Take the material below and extract the lines from the one with "Give me the" through the one with "const buttons = ['Reset", word for word, without pictures.
::::
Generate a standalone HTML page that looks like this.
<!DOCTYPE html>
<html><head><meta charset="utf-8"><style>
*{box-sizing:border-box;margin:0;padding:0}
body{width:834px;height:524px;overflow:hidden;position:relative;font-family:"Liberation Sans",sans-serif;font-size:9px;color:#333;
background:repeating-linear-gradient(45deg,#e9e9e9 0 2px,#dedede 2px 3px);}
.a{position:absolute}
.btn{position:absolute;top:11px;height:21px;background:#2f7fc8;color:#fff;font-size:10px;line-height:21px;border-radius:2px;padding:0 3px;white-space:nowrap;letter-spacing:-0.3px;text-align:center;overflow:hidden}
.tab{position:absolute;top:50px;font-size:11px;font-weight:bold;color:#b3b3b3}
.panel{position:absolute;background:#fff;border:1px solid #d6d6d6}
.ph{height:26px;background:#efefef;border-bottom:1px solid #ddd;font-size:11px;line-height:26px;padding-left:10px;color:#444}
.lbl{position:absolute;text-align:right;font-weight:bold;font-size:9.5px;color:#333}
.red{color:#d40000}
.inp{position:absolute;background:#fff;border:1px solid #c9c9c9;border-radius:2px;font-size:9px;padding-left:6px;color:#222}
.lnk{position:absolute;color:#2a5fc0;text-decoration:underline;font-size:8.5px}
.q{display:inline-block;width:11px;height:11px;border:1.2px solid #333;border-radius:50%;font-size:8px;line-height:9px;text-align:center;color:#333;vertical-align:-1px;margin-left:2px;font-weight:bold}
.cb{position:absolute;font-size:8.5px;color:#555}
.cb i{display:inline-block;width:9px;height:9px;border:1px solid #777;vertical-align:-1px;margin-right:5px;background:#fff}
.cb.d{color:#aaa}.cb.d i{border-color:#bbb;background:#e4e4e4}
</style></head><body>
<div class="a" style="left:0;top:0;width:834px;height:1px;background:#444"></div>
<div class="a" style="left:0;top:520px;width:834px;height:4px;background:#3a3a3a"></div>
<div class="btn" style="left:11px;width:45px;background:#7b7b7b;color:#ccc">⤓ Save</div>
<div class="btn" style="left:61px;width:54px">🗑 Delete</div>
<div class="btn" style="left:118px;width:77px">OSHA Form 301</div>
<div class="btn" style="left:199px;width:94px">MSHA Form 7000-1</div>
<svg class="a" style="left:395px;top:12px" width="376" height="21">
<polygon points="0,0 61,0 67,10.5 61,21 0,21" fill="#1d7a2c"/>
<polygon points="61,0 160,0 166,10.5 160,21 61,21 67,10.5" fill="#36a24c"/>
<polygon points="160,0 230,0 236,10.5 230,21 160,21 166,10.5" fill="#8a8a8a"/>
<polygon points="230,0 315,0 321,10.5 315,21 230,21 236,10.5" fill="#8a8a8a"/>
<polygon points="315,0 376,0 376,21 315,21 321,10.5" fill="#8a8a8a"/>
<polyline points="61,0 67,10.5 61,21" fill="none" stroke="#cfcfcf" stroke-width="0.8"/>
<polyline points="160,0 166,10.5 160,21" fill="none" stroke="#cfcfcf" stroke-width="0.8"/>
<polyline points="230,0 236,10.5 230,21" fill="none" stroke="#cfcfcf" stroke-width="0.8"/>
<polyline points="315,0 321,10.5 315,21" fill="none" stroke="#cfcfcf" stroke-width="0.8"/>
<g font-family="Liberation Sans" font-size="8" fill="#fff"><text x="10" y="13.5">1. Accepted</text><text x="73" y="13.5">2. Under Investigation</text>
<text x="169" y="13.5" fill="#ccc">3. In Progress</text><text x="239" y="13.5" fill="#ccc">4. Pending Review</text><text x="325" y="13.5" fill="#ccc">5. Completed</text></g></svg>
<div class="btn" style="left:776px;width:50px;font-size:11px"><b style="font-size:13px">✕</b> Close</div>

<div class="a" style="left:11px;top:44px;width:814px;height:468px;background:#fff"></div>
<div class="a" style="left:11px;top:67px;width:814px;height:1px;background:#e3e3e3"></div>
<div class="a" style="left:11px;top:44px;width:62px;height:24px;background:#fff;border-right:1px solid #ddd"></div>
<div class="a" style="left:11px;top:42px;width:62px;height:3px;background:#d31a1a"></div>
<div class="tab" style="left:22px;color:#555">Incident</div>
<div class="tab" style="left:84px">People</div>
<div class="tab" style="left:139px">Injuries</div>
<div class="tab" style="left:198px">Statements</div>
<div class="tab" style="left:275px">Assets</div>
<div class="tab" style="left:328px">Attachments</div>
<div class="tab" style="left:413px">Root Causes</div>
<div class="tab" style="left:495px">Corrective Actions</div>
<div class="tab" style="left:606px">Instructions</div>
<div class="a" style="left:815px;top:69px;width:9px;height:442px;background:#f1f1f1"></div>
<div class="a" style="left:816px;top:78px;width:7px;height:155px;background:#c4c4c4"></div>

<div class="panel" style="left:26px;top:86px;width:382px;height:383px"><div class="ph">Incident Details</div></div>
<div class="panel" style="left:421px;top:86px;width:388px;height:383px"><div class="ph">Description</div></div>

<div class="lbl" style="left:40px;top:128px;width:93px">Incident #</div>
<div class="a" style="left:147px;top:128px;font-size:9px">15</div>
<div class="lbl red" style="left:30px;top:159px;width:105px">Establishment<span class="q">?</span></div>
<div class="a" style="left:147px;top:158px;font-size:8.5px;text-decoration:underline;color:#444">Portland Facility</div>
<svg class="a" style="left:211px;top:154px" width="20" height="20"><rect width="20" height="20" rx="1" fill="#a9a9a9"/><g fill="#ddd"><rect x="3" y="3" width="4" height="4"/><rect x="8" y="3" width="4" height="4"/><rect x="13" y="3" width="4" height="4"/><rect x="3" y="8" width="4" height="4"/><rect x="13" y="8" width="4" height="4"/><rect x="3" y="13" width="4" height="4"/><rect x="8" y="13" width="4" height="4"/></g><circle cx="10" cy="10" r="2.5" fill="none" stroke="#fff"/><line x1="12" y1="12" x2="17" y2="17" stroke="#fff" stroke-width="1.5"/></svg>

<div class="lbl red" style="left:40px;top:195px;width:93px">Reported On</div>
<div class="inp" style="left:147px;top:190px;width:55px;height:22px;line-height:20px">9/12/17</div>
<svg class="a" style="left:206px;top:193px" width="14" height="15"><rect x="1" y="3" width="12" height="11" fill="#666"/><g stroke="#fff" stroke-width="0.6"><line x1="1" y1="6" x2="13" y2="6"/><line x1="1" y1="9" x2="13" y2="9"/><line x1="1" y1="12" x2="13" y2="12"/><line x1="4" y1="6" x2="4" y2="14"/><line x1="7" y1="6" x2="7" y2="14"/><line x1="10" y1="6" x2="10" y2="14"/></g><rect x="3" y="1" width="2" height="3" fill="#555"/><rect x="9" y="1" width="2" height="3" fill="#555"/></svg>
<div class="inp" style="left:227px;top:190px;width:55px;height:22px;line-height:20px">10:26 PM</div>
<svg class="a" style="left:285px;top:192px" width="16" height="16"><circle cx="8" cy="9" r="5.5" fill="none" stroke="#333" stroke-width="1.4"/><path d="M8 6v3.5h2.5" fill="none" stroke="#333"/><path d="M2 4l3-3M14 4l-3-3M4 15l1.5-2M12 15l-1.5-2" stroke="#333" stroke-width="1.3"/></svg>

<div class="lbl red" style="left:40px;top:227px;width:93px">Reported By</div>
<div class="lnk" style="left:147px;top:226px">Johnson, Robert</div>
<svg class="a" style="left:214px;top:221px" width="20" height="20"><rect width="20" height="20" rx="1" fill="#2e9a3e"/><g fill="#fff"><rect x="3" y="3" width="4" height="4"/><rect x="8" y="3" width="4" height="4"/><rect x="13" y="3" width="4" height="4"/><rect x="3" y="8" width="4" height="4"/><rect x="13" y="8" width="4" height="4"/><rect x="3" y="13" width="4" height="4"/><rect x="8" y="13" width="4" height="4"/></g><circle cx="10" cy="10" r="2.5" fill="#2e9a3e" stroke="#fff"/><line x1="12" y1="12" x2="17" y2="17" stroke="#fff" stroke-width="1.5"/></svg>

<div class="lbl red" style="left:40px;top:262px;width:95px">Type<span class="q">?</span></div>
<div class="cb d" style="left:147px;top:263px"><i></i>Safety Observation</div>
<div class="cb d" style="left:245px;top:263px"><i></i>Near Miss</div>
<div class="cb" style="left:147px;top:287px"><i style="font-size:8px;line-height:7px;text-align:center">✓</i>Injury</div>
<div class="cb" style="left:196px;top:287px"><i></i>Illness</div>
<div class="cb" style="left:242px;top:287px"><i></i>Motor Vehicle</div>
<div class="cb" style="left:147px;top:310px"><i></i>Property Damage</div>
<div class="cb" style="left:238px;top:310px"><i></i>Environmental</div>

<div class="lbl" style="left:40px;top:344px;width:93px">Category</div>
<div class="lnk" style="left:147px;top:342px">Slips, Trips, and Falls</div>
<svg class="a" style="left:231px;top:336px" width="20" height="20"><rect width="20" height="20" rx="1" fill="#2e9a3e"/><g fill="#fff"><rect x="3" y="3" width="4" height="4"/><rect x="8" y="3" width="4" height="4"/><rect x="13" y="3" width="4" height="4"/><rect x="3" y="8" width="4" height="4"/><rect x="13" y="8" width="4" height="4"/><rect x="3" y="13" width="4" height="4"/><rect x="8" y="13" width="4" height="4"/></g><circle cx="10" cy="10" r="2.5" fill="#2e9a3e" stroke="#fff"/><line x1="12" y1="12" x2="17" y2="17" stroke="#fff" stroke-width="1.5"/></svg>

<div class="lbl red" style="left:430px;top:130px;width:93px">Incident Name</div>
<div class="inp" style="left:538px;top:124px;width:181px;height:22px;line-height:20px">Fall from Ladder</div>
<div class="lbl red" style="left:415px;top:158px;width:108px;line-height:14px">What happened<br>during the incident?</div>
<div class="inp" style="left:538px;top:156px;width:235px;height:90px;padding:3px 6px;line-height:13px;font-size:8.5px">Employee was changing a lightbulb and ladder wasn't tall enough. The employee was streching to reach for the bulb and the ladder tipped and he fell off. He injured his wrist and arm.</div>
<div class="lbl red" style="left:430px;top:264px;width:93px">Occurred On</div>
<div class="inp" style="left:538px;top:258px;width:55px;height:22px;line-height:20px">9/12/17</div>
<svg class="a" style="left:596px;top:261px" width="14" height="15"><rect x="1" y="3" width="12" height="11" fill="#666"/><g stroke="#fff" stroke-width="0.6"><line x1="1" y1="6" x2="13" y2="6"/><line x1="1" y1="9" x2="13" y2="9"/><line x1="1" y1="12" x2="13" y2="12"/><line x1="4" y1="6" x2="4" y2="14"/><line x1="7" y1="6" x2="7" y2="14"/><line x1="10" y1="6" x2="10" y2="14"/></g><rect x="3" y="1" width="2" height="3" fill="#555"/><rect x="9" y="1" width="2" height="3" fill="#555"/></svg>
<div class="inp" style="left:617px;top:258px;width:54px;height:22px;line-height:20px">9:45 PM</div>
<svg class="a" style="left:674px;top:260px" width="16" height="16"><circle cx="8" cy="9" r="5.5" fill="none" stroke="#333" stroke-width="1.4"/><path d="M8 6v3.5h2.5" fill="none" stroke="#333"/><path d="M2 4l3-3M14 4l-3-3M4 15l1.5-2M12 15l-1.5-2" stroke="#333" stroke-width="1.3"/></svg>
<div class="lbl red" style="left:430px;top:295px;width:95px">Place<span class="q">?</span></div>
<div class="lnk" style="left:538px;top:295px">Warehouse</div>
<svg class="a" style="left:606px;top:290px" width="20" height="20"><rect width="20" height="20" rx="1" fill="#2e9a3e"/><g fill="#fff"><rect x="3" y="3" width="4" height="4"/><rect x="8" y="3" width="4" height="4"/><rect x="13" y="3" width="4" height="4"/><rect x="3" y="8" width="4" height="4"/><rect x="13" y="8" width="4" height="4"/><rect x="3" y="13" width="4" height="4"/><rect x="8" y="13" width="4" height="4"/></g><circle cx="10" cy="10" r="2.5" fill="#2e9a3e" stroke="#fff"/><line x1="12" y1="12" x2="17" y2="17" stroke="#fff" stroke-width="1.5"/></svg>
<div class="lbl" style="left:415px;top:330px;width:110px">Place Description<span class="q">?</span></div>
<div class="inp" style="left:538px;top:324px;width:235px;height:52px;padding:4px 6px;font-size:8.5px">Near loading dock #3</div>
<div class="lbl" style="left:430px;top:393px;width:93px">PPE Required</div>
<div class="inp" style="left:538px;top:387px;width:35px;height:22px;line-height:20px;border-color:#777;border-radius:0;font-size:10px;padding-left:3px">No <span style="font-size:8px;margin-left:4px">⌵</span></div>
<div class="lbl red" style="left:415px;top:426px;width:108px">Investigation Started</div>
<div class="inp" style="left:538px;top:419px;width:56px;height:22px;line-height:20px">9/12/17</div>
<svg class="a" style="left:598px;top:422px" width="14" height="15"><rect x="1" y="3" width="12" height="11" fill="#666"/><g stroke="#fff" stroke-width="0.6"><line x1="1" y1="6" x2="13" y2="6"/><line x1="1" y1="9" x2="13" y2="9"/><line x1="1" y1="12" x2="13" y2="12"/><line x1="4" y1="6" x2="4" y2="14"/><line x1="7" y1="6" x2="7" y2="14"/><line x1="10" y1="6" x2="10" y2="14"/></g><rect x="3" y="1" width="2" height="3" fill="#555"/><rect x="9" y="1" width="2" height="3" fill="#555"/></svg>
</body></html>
::::
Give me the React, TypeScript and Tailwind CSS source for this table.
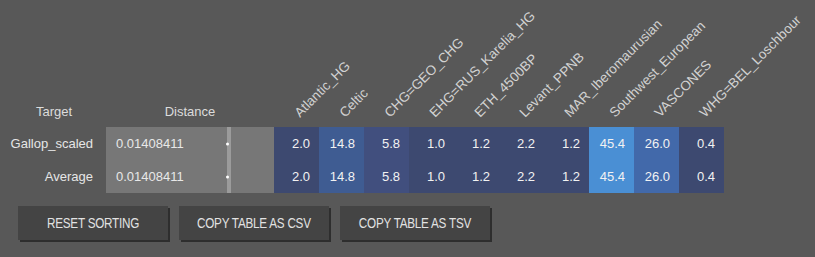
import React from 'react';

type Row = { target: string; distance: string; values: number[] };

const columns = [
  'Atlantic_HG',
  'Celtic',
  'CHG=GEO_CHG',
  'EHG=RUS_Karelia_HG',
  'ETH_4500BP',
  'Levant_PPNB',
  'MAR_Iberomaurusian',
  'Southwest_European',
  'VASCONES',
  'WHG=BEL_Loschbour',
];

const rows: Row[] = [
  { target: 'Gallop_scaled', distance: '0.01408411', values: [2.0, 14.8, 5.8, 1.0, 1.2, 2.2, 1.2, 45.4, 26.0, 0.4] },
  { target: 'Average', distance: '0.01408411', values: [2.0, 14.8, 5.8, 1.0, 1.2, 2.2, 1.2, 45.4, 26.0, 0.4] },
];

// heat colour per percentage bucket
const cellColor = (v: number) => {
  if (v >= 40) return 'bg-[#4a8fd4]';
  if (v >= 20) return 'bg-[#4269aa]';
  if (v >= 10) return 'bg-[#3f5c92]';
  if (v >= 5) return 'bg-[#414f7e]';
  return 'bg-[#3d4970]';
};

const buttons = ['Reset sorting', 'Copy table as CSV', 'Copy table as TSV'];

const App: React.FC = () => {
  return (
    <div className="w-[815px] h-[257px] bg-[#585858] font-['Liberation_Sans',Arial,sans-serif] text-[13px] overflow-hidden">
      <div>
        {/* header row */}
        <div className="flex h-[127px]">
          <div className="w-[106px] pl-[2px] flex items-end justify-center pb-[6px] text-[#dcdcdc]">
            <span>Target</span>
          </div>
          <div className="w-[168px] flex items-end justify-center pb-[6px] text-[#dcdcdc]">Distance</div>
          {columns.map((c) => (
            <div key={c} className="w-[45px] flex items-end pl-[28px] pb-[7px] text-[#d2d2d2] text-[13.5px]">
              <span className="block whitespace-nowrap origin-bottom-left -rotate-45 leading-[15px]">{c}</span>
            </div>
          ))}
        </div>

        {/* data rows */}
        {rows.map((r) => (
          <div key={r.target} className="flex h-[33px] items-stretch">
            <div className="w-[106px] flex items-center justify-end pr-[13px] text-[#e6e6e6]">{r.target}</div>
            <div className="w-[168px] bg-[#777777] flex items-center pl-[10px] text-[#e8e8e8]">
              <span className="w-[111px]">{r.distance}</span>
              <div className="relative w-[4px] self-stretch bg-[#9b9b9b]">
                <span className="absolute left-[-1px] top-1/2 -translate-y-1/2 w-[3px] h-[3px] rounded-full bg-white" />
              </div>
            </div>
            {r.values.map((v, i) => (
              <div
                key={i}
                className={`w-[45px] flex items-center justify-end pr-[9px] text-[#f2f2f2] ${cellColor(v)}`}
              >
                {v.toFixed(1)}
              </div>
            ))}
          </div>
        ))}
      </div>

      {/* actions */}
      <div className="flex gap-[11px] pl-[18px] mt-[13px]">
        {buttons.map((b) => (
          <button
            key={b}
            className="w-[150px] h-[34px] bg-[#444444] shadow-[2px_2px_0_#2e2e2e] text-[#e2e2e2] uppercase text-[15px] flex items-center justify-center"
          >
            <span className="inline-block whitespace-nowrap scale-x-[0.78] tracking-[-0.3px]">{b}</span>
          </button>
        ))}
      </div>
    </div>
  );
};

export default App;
::::
Reply to the task:
Give me the React, TypeScript and Tailwind CSS source for this table.
import React from 'react';

type Row = { target: string; distance: string; values: number[] };

const columns = [
  'Atlantic_HG',
  'Celtic',
  'CHG=GEO_CHG',
  'EHG=RUS_Karelia_HG',
  'ETH_4500BP',
  'Levant_PPNB',
  'MAR_Iberomaurusian',
  'Southwest_European',
  'VASCONES',
  'WHG=BEL_Loschbour',
];

const rows: Row[] = [
  { target: 'Gallop_scaled', distance: '0.01408411', values: [2.0, 14.8, 5.8, 1.0, 1.2, 2.2, 1.2, 45.4, 26.0, 0.4] },
  { target: 'Average', distance: '0.01408411', values: [2.0, 14.8, 5.8, 1.0, 1.2, 2.2, 1.2, 45.4, 26.0, 0.4] },
];

// heat colour per percentage bucket
const cellColor = (v: number) => {
  if (v >= 40) return 'bg-[#4a8fd4]';
  if (v >= 20) return 'bg-[#4269aa]';
  if (v >= 10) return 'bg-[#3f5c92]';
  if (v >= 5) return 'bg-[#414f7e]';
  return 'bg-[#3d4970]';
};

const buttons = ['Reset sorting', 'Copy table as CSV', 'Copy table as TSV'];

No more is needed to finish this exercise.